Stated goal →
Keep the wording of each record exactly the same when you repeat it, and leave out pictures.

☆ ☆ ☆ ☆ ☆

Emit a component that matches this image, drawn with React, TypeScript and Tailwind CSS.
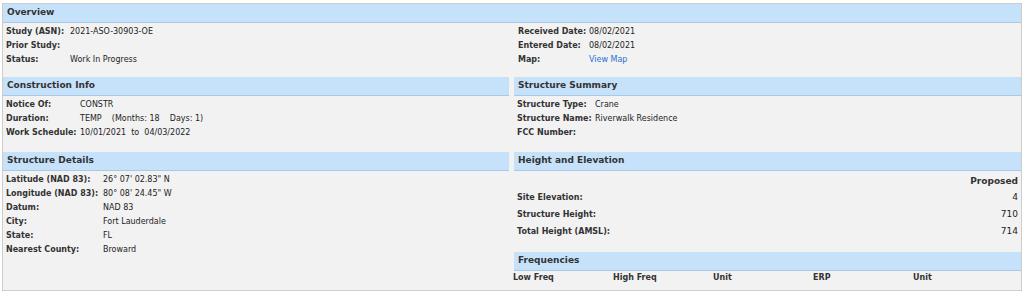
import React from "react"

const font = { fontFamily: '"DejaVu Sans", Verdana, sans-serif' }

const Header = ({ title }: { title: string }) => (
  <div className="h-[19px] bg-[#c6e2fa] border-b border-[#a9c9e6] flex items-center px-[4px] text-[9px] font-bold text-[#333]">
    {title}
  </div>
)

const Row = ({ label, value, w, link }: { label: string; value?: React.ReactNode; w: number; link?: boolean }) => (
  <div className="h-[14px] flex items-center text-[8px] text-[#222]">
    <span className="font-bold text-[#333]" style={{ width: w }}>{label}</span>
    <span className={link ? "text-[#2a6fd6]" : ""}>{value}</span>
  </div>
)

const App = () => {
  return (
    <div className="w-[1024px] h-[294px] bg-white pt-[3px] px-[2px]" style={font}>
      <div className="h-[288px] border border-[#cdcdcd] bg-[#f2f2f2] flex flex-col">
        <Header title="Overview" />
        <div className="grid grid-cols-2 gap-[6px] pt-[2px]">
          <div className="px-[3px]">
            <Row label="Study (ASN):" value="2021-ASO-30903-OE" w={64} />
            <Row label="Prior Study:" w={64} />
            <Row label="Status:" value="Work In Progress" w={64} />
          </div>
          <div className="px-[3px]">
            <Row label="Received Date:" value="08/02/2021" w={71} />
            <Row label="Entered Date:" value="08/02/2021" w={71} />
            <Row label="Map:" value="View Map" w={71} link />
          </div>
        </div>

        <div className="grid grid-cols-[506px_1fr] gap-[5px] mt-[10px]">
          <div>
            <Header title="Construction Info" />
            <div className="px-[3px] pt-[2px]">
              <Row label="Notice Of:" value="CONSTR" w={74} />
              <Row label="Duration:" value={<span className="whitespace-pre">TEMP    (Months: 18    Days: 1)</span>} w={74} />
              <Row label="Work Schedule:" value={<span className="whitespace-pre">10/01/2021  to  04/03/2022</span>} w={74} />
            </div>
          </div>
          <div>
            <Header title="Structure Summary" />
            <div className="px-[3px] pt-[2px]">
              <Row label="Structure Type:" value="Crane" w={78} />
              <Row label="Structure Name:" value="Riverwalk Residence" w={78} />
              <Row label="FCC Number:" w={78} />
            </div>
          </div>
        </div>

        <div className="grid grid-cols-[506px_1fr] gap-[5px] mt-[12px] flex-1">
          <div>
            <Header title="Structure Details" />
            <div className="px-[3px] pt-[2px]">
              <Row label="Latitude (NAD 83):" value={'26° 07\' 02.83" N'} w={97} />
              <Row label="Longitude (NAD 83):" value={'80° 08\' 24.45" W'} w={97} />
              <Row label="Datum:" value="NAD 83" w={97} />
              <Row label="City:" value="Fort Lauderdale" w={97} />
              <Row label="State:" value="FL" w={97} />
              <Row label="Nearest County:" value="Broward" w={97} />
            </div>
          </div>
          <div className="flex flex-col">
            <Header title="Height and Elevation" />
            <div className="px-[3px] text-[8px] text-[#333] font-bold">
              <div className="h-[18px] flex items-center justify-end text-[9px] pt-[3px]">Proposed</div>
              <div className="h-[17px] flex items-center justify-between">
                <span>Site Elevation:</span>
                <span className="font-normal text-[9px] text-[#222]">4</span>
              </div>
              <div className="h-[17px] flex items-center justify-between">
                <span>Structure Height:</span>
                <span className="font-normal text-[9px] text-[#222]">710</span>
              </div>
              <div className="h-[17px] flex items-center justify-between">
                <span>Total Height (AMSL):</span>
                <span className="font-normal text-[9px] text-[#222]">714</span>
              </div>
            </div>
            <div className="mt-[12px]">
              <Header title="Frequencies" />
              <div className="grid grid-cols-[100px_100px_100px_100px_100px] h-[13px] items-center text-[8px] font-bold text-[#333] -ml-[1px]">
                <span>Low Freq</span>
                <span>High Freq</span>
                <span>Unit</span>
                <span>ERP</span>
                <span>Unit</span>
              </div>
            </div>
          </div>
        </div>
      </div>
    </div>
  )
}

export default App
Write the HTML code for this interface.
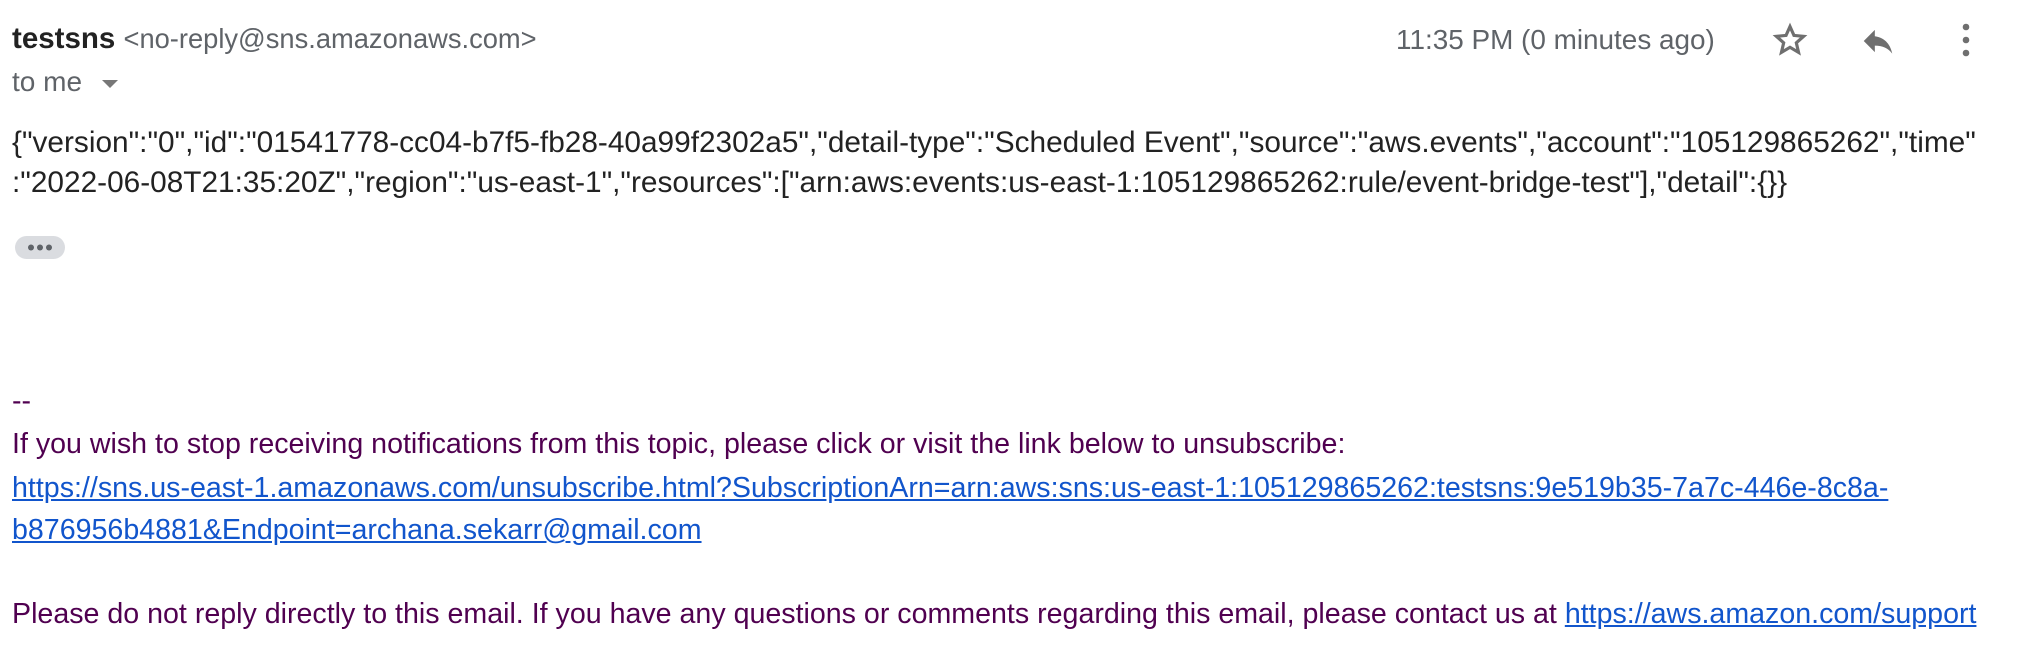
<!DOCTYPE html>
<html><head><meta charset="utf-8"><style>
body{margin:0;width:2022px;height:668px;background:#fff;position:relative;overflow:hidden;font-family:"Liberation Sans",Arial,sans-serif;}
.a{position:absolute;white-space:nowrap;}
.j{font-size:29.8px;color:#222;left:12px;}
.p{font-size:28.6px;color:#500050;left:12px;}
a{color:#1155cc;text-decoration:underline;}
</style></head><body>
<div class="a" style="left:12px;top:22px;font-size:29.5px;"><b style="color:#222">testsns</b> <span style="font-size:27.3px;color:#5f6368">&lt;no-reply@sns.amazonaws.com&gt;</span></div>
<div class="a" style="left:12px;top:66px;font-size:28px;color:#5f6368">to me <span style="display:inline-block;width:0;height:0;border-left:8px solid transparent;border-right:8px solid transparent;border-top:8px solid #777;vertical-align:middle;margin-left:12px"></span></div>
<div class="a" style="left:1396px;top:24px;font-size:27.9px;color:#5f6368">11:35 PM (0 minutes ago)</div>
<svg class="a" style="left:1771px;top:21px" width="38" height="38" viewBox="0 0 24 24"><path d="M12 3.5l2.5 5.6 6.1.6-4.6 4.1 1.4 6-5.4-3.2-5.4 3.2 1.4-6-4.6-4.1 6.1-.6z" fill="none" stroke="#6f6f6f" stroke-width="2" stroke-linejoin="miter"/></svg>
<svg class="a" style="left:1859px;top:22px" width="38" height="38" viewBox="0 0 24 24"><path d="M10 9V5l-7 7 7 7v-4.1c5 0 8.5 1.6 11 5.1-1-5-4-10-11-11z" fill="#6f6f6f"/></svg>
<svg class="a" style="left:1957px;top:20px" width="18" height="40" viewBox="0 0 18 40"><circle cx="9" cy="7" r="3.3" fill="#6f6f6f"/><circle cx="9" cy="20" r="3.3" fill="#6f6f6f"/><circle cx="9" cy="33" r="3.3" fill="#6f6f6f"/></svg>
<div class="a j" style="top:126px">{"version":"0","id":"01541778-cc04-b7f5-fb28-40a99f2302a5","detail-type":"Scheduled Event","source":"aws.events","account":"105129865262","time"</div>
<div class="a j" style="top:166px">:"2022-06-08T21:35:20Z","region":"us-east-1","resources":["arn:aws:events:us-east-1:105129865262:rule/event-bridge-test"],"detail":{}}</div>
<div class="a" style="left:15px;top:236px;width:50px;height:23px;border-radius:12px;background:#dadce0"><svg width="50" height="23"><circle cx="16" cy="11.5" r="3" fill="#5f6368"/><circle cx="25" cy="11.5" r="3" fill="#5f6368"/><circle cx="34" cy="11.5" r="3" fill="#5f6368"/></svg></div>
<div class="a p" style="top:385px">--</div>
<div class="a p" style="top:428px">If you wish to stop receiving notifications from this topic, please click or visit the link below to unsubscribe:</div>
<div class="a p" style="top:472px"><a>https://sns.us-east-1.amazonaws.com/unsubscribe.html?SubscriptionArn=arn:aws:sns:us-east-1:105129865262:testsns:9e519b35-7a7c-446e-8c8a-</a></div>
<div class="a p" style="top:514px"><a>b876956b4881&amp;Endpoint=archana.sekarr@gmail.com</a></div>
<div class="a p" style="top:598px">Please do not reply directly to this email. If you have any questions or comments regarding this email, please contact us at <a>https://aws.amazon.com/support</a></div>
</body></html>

☆ ☆ ☆ ☆ ☆

Solution to this problem →
Emit a component that matches this image, drawn with React, TypeScript and Tailwind CSS.
import React from "react"

const font = { fontFamily: '"DejaVu Sans", Verdana, sans-serif' }

const Header = ({ title }: { title: string }) => (
  <div className="h-[19px] bg-[#c6e2fa] border-b border-[#a9c9e6] flex items-center px-[4px] text-[9px] font-bold text-[#333]">
    {title}
  </div>
)

const Row = ({ label, value, w, link }: { label: string; value?: React.ReactNode; w: number; link?: boolean }) => (
  <div className="h-[14px] flex items-center text-[8px] text-[#222]">
    <span className="font-bold text-[#333]" style={{ width: w }}>{label}</span>
    <span className={link ? "text-[#2a6fd6]" : ""}>{value}</span>
  </div>
)

const App = () => {
  return (
    <div className="w-[1024px] h-[294px] bg-white pt-[3px] px-[2px]" style={font}>
      <div className="h-[288px] border border-[#cdcdcd] bg-[#f2f2f2] flex flex-col">
        <Header title="Overview" />
        <div className="grid grid-cols-2 gap-[6px] pt-[2px]">
          <div className="px-[3px]">
            <Row label="Study (ASN):" value="2021-ASO-30903-OE" w={64} />
            <Row label="Prior Study:" w={64} />
            <Row label="Status:" value="Work In Progress" w={64} />
          </div>
          <div className="px-[3px]">
            <Row label="Received Date:" value="08/02/2021" w={71} />
            <Row label="Entered Date:" value="08/02/2021" w={71} />
            <Row label="Map:" value="View Map" w={71} link />
          </div>
        </div>

        <div className="grid grid-cols-[506px_1fr] gap-[5px] mt-[10px]">
          <div>
            <Header title="Construction Info" />
            <div className="px-[3px] pt-[2px]">
              <Row label="Notice Of:" value="CONSTR" w={74} />
              <Row label="Duration:" value={<span className="whitespace-pre">TEMP    (Months: 18    Days: 1)</span>} w={74} />
              <Row label="Work Schedule:" value={<span className="whitespace-pre">10/01/2021  to  04/03/2022</span>} w={74} />
            </div>
          </div>
          <div>
            <Header title="Structure Summary" />
            <div className="px-[3px] pt-[2px]">
              <Row label="Structure Type:" value="Crane" w={78} />
              <Row label="Structure Name:" value="Riverwalk Residence" w={78} />
              <Row label="FCC Number:" w={78} />
            </div>
          </div>
        </div>

        <div className="grid grid-cols-[506px_1fr] gap-[5px] mt-[12px] flex-1">
          <div>
            <Header title="Structure Details" />
            <div className="px-[3px] pt-[2px]">
              <Row label="Latitude (NAD 83):" value={'26° 07\' 02.83" N'} w={97} />
              <Row label="Longitude (NAD 83):" value={'80° 08\' 24.45" W'} w={97} />
              <Row label="Datum:" value="NAD 83" w={97} />
              <Row label="City:" value="Fort Lauderdale" w={97} />
              <Row label="State:" value="FL" w={97} />
              <Row label="Nearest County:" value="Broward" w={97} />
            </div>
          </div>
          <div className="flex flex-col">
            <Header title="Height and Elevation" />
            <div className="px-[3px] text-[8px] text-[#333] font-bold">
              <div className="h-[18px] flex items-center justify-end text-[9px] pt-[3px]">Proposed</div>
              <div className="h-[17px] flex items-center justify-between">
                <span>Site Elevation:</span>
                <span className="font-normal text-[9px] text-[#222]">4</span>
              </div>
              <div className="h-[17px] flex items-center justify-between">
                <span>Structure Height:</span>
                <span className="font-normal text-[9px] text-[#222]">710</span>
              </div>
              <div className="h-[17px] flex items-center justify-between">
                <span>Total Height (AMSL):</span>
                <span className="font-normal text-[9px] text-[#222]">714</span>
              </div>
            </div>
            <div className="mt-[12px]">
              <Header title="Frequencies" />
              <div className="grid grid-cols-[100px_100px_100px_100px_100px] h-[13px] items-center text-[8px] font-bold text-[#333] -ml-[1px]">
                <span>Low Freq</span>
                <span>High Freq</span>
                <span>Unit</span>
                <span>ERP</span>
                <span>Unit</span>
              </div>
            </div>
          </div>
        </div>
      </div>
    </div>
  )
}

export default App
Write the HTML code for this interface.
<!DOCTYPE html>
<html><head><meta charset="utf-8"><style>
body{margin:0;width:2022px;height:668px;background:#fff;position:relative;overflow:hidden;font-family:"Liberation Sans",Arial,sans-serif;}
.a{position:absolute;white-space:nowrap;}
.j{font-size:29.8px;color:#222;left:12px;}
.p{font-size:28.6px;color:#500050;left:12px;}
a{color:#1155cc;text-decoration:underline;}
</style></head><body>
<div class="a" style="left:12px;top:22px;font-size:29.5px;"><b style="color:#222">testsns</b> <span style="font-size:27.3px;color:#5f6368">&lt;no-reply@sns.amazonaws.com&gt;</span></div>
<div class="a" style="left:12px;top:66px;font-size:28px;color:#5f6368">to me <span style="display:inline-block;width:0;height:0;border-left:8px solid transparent;border-right:8px solid transparent;border-top:8px solid #777;vertical-align:middle;margin-left:12px"></span></div>
<div class="a" style="left:1396px;top:24px;font-size:27.9px;color:#5f6368">11:35 PM (0 minutes ago)</div>
<svg class="a" style="left:1771px;top:21px" width="38" height="38" viewBox="0 0 24 24"><path d="M12 3.5l2.5 5.6 6.1.6-4.6 4.1 1.4 6-5.4-3.2-5.4 3.2 1.4-6-4.6-4.1 6.1-.6z" fill="none" stroke="#6f6f6f" stroke-width="2" stroke-linejoin="miter"/></svg>
<svg class="a" style="left:1859px;top:22px" width="38" height="38" viewBox="0 0 24 24"><path d="M10 9V5l-7 7 7 7v-4.1c5 0 8.5 1.6 11 5.1-1-5-4-10-11-11z" fill="#6f6f6f"/></svg>
<svg class="a" style="left:1957px;top:20px" width="18" height="40" viewBox="0 0 18 40"><circle cx="9" cy="7" r="3.3" fill="#6f6f6f"/><circle cx="9" cy="20" r="3.3" fill="#6f6f6f"/><circle cx="9" cy="33" r="3.3" fill="#6f6f6f"/></svg>
<div class="a j" style="top:126px">{"version":"0","id":"01541778-cc04-b7f5-fb28-40a99f2302a5","detail-type":"Scheduled Event","source":"aws.events","account":"105129865262","time"</div>
<div class="a j" style="top:166px">:"2022-06-08T21:35:20Z","region":"us-east-1","resources":["arn:aws:events:us-east-1:105129865262:rule/event-bridge-test"],"detail":{}}</div>
<div class="a" style="left:15px;top:236px;width:50px;height:23px;border-radius:12px;background:#dadce0"><svg width="50" height="23"><circle cx="16" cy="11.5" r="3" fill="#5f6368"/><circle cx="25" cy="11.5" r="3" fill="#5f6368"/><circle cx="34" cy="11.5" r="3" fill="#5f6368"/></svg></div>
<div class="a p" style="top:385px">--</div>
<div class="a p" style="top:428px">If you wish to stop receiving notifications from this topic, please click or visit the link below to unsubscribe:</div>
<div class="a p" style="top:472px"><a>https://sns.us-east-1.amazonaws.com/unsubscribe.html?SubscriptionArn=arn:aws:sns:us-east-1:105129865262:testsns:9e519b35-7a7c-446e-8c8a-</a></div>
<div class="a p" style="top:514px"><a>b876956b4881&amp;Endpoint=archana.sekarr@gmail.com</a></div>
<div class="a p" style="top:598px">Please do not reply directly to this email. If you have any questions or comments regarding this email, please contact us at <a>https://aws.amazon.com/support</a></div>
</body></html>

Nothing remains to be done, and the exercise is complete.